Obviously, if the previous campaign outcome was successful (the bank probably earned some loyalty), this campaign converted better as well. 

## Summarizing recommendations for the bank

During the Bank Marketing Campaigns Dataset analysis, I found some interesting insights that can be used for improving a similar marketing campaign, launching new campaigns, and addressing the Bank's marketing strategy.

![](https://images.unsplash.com/photo-1560472355-536de3962603?ixid=MnwxMjA3fDB8MHxwaG90by1wYWdlfHx8fGVufDB8fHx8&ixlib=rb-1.2.1&auto=format&fit=crop&w=1500&q=80)
  
** Target audience **

Based on the performance of different groups, I found that young people - age 20-30 and students, as well as retired people 60+, are more likely to become clients. So I would suggest focusing on these two groups and create different financial programs and marketing messages in advertising for each.
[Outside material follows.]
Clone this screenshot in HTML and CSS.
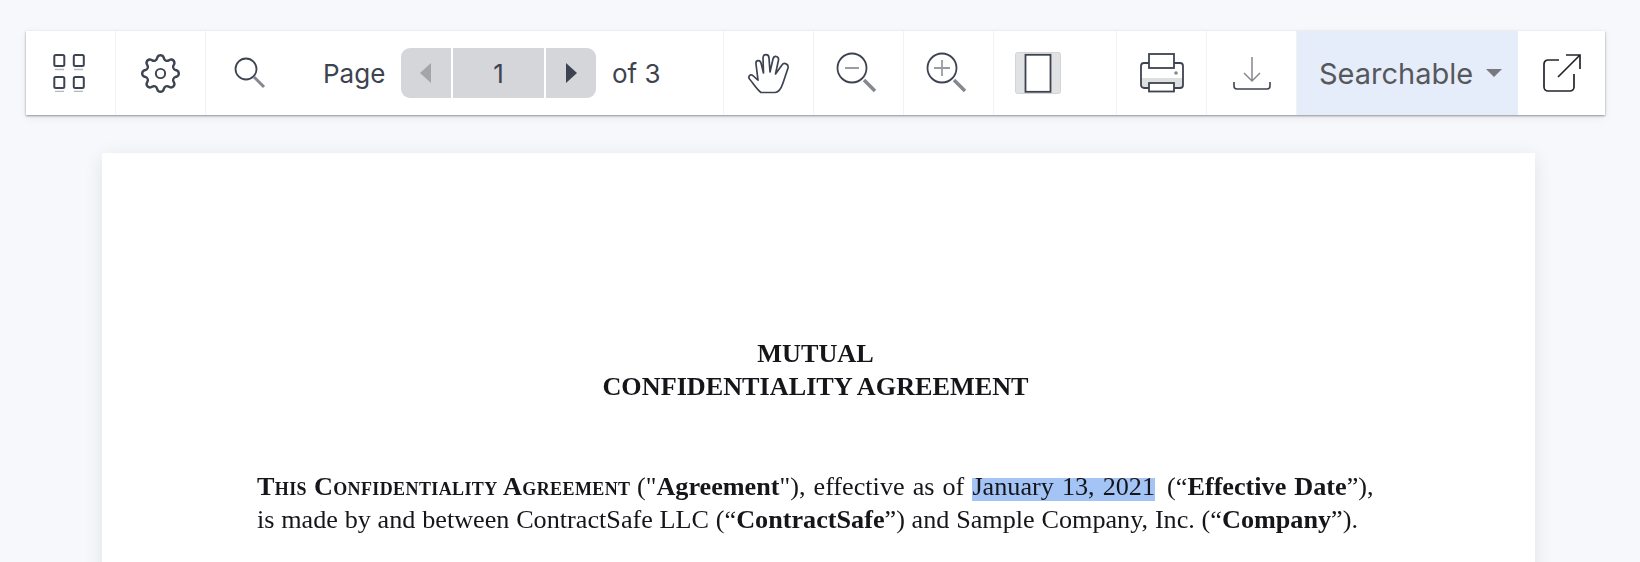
FILE: index.html
```html
<!DOCTYPE html>
<html lang="en">

<head>
    <meta charset="UTF-8">
    <meta name="viewport" content="width=device-width, initial-scale=1.0">
    <title>Mutual Confidentiality Agreement</title>
    <link rel="stylesheet" href="styles.css">
</head>

<body>
    <!-- Viewer toolbar -->
    <div class="toolbar">
        <button class="tool tool-grid" aria-label="Thumbnails">
            <svg width="32" height="38" viewBox="0 0 32 38" fill="none">
                <g stroke="#3d4350" stroke-width="2">
                    <rect x="1.300" y="1" width="10" height="11" rx="1.500" />
                    <rect x="20.800" y="1" width="10" height="11" rx="1.500" />
                    <rect x="1.300" y="23" width="10" height="11" rx="1.500" />
                    <rect x="20.800" y="23" width="10" height="11" rx="1.500" />
                </g>
                <g stroke="#b4b6bb" stroke-width="1.300">
                    <path d="M2 15.500h9M21 15.500h9M2 37.300h9M21 37.300h9" />
                </g>
            </svg>
        </button>
        <button class="tool tool-gear" aria-label="Settings">
            <svg width="39" height="39" viewBox="0 0 16 16" fill="#3d4350">
                <path d="M8 5.700a2.300 2.300 0 1 0 0 4.600 2.300 2.300 0 0 0 0-4.600zM6.500 8a1.500 1.500 0 1 1 3 0 1.500 1.500 0 0 1-3 0z" />
                <path d="M9.796 1.343c-.527-1.790-3.065-1.790-3.592 0l-.094.319a.873.873 0 0 1-1.255.520l-.292-.160c-1.640-.892-3.433.902-2.540 2.541l.159.292a.873.873 0 0 1-.520 1.255l-.319.094c-1.790.527-1.790 3.065 0 3.592l.319.094a.873.873 0 0 1 .520 1.255l-.160.292c-.892 1.640.901 3.434 2.541 2.540l.292-.159a.873.873 0 0 1 1.255.520l.094.319c.527 1.790 3.065 1.790 3.592 0l.094-.319a.873.873 0 0 1 1.255-.520l.292.160c1.640.893 3.434-.902 2.540-2.541l-.159-.292a.873.873 0 0 1 .520-1.255l.319-.094c1.790-.527 1.790-3.065 0-3.592l-.319-.094a.873.873 0 0 1-.520-1.255l.160-.292c.893-1.640-.902-3.433-2.541-2.540l-.292.159a.873.873 0 0 1-1.255-.520l-.094-.319zm-2.633.283c.246-.835 1.428-.835 1.674 0l.094.319a1.873 1.873 0 0 0 2.693 1.115l.291-.160c.764-.415 1.600.420 1.184 1.185l-.159.292a1.873 1.873 0 0 0 1.116 2.692l.318.094c.835.246.835 1.428 0 1.674l-.319.094a1.873 1.873 0 0 0-1.115 2.693l.160.291c.415.764-.420 1.600-1.185 1.184l-.291-.159a1.873 1.873 0 0 0-2.693 1.116l-.094.318c-.246.835-1.428.835-1.674 0l-.094-.319a1.873 1.873 0 0 0-2.692-1.115l-.292.160c-.764.415-1.600-.420-1.184-1.185l.159-.291A1.873 1.873 0 0 0 1.945 8.930l-.319-.094c-.835-.246-.835-1.428 0-1.674l.319-.094A1.873 1.873 0 0 0 3.060 4.377l-.160-.292c-.415-.764.420-1.600 1.185-1.184l.292.159a1.873 1.873 0 0 0 2.692-1.115l.094-.319z" />
            </svg>
        </button>

        <div class="pager">
            <svg class="pager-search" width="34" height="34" viewBox="0 0 34 34" fill="none">
                <circle cx="12" cy="12" r="10.500" stroke="#3d4350" stroke-width="1.800" />
                <path d="M20 20l10 10" stroke="#85888e" stroke-width="3" />
            </svg>
            <span class="pager-label">Page</span>
            <div class="stepper">
                <span class="step step-arrow">
                    <svg width="12" height="20" viewBox="0 0 12 20"><path d="M11 0v20L0 10z" fill="#a4a5a9" /></svg>
                </span>
                <span class="step step-num">1</span>
                <span class="step step-arrow">
                    <svg width="12" height="20" viewBox="0 0 12 20"><path d="M1 0v20l11-10z" fill="#3d4350" /></svg>
                </span>
            </div>
            <span class="pager-total">of 3</span>
        </div>

        <button class="tool" aria-label="Hand tool">
            <svg width="42" height="41" viewBox="0 0 42 41" fill="#fff" stroke="#3d4350" stroke-width="1.700" stroke-linejoin="round">
                <path d="M13 39.500C9 37 5 30 1.500 26 0 24 1.500 21 4 22c2 1 4 4 6 5L8 11c-.5-4 4-4.500 5-1l2.500 10L15 5c0-4.500 6-4.500 6 0l1 14L25 6c1-4 6-3 5.500 1L27.500 21 34 12c2-3 7-1 6 3l-5 15c-2 6-5 9.500-8 9.500z" />
            </svg>
        </button>
        <button class="tool tool-zoom" aria-label="Zoom out">
            <svg width="42" height="42" viewBox="0 0 42 42" fill="none">
                <circle cx="16" cy="16" r="14.500" stroke="#3d4350" stroke-width="1.800" />
                <path d="M9 16h14" stroke="#9a9ca1" stroke-width="2" />
                <path d="M28 28l11 11" stroke="#85888e" stroke-width="3.500" />
            </svg>
        </button>
        <button class="tool tool-zoom" aria-label="Zoom in">
            <svg width="42" height="42" viewBox="0 0 42 42" fill="none">
                <circle cx="16" cy="16" r="14.500" stroke="#3d4350" stroke-width="1.800" />
                <path d="M8 16h16M16 8v16" stroke="#9a9ca1" stroke-width="1.800" />
                <path d="M28 28l11 11" stroke="#85888e" stroke-width="3.500" />
            </svg>
        </button>
        <button class="tool tool-fit" aria-label="Fit page">
            <svg width="46" height="42" viewBox="0 0 46 42" fill="none">
                <rect x=".5" y=".5" width="45" height="41" rx="2" fill="#e1e2e4" stroke="#d3d4d7" />
                <rect x="10.500" y="2.800" width="25" height="37" fill="#fff" stroke="#3d4350" stroke-width="1.800" />
            </svg>
        </button>
        <button class="tool" aria-label="Print">
            <svg width="44" height="40" viewBox="0 0 44 40" fill="none">
                <path d="M1 25h42v8a2 2 0 0 1-2 2H3a2 2 0 0 1-2-2z" fill="#dedfe1" />
                <rect x="1" y="10" width="42" height="25" rx="3" stroke="#3d4350" stroke-width="1.800" />
                <rect x="9" y="1" width="25" height="14" fill="#fff" stroke="#3d4350" stroke-width="1.800" />
                <rect x="9" y="30" width="25" height="8.500" fill="#fff" stroke="#3d4350" stroke-width="1.800" />
                <circle cx="36" cy="20" r="1.800" fill="#85888e" />
            </svg>
        </button>
        <button class="tool" aria-label="Download">
            <svg width="38" height="34" viewBox="0 0 38 34" fill="none">
                <path d="M19 1v24M11 17l8 8 8-8" stroke="#85888e" stroke-width="1.500" />
                <path d="M1 26v4a3 3 0 0 0 3 3h30a3 3 0 0 0 3-3v-4" stroke="#3d4350" stroke-width="1.600" />
            </svg>
        </button>
        <div class="mode">
            <span>Searchable</span>
            <span class="mode-caret"></span>
        </div>
        <button class="tool tool-last" aria-label="Open in new window">
            <svg width="38" height="38" viewBox="0 0 38 38" fill="none" stroke="#22252b" stroke-width="1.700">
                <path d="M16 6H5a4 4 0 0 0-4 4v23a4 4 0 0 0 4 4h22a4 4 0 0 0 4-4V20" />
                <path d="M15 23L37 1M23 1h14v14" />
            </svg>
        </button>
    </div>

    <!-- Document page -->
    <div class="page">
        <h1 class="doc-title">MUTUAL<br>CONFIDENTIALITY AGREEMENT</h1>
        <p class="doc-text">
            <span class="doc-line"><b class="caps">This Confidentiality Agreement</b> <span class="doc-wide">("<b>Agreement</b>"), effective as of <mark class="hl">January 13, 2021</mark> (“<b>Effective Date</b>”),</span></span>
            <span class="doc-line doc-second">is made by and between ContractSafe LLC (“<b>ContractSafe</b>”) and Sample Company, Inc. (“<b>Company</b>”).</span>
        </p>
    </div>
</body>

</html>
```

FILE: styles.css
```css
html,
body {
    height: 562px;
    overflow: hidden;
}

body {
    margin: 0;
    padding: 31px 35px 0 26px;
    box-sizing: border-box;
    background-color: #f7f8fb;
    font-family: Inter, "Liberation Sans", sans-serif;
    color: #3d4350;
}

.toolbar {
    display: flex;
    height: 84px;
    background-color: white;
    box-shadow: 0 1px 2px rgba(60, 64, 75, 0.55), 0 3px 10px rgba(0, 0, 0, 0.05);
}

.tool {
    width: 90px;
    flex: none;
    padding: 0;
    border: none;
    border-right: 1px solid #f1f2f5;
    background: none;
    display: flex;
    align-items: center;
    justify-content: center;
}

.tool-grid {
    padding-right: 3px;
}

.tool-gear {
    padding-right: 1px;
}

.tool-zoom {
    padding-right: 3px;
}

.tool-fit {
    width: 123px;
    justify-content: flex-start;
    padding-left: 21px;
}

.tool-last {
    width: 89px;
    padding-right: 2px;
    border-right: none;
}

.pager {
    width: 518px;
    flex: none;
    display: flex;
    align-items: center;
    padding-left: 28px;
    box-sizing: border-box;
    border-right: 1px solid #f1f2f5;
    font-size: 26px;
}

.pager-search {
    margin-top: 1px;
    margin-right: 55px;
}

.pager-label {
    width: 78px;
}

.pager-total {
    margin-left: 16px;
}

.stepper {
    display: flex;
    gap: 2px;
    height: 50px;
    border-radius: 9px;
    overflow: hidden;
}

.step {
    background-color: #d5d6d9;
    display: flex;
    align-items: center;
    justify-content: center;
}

.step-arrow {
    width: 50px;
}

.step-num {
    width: 91px;
}

.mode {
    width: 221px;
    flex: none;
    display: flex;
    align-items: center;
    padding-left: 22px;
    box-sizing: border-box;
    background-color: #e6edfa;
    color: #56585c;
    font-size: 29px;
}

.mode-caret {
    margin-left: 13px;
    border-left: 8px solid transparent;
    border-right: 8px solid transparent;
    border-top: 8px solid #77797d;
}

.page {
    width: 1433px;
    height: 700px;
    margin: 38px 0 0 76px;
    padding-top: 184px;
    box-sizing: border-box;
    background-color: white;
    box-shadow: 0 4px 18px rgba(0, 0, 0, 0.09);
    font-family: "Liberation Serif", serif;
    color: #15151a;
}

.doc-title {
    margin: 0;
    padding-right: 6px;
    text-align: center;
    font-size: 26.200px;
    line-height: 33px;
    font-weight: bold;
    filter: blur(0.4px);
}

.doc-text {
    margin: 67px 0 0 155px;
    font-size: 26.200px;
    line-height: 33px;
    filter: blur(0.4px);
}

.doc-line {
    display: block;
    white-space: nowrap;
}

.doc-wide {
    word-spacing: 1.500px;
}

.doc-second {
    word-spacing: 0.200px;
}

.caps {
    font-variant: small-caps;
    letter-spacing: 0.380px;
}

.hl {
    margin-right: 4px;
    color: inherit;
    background: linear-gradient(#a4c4f6, #a4c4f6) no-repeat 0 100% / 100% 23px;
}
```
Also, I would recommend creating a marketing campaign for people who didn't have any credits before (explaining how it works and what are the benefits).

** Recommendations for the Sales Department (Call Center) **

* Always contact clients by cellphone when possible
* Perform most calls (campaigns) during these months: March, December, September, and October
* Plan most calls to clients on Thursday, Tuesday, Wednesday
* Long phone conversations perform better, so try to keep a conversation going as much as you can
* 18 is probably the max number of calls to a single client during a campaign

** Loyalty Programm **

I would highly recommend developing a loyalty program for the existing clients by giving them some bonuses and unique offers. The data shows that loyal clients most likely buy more products.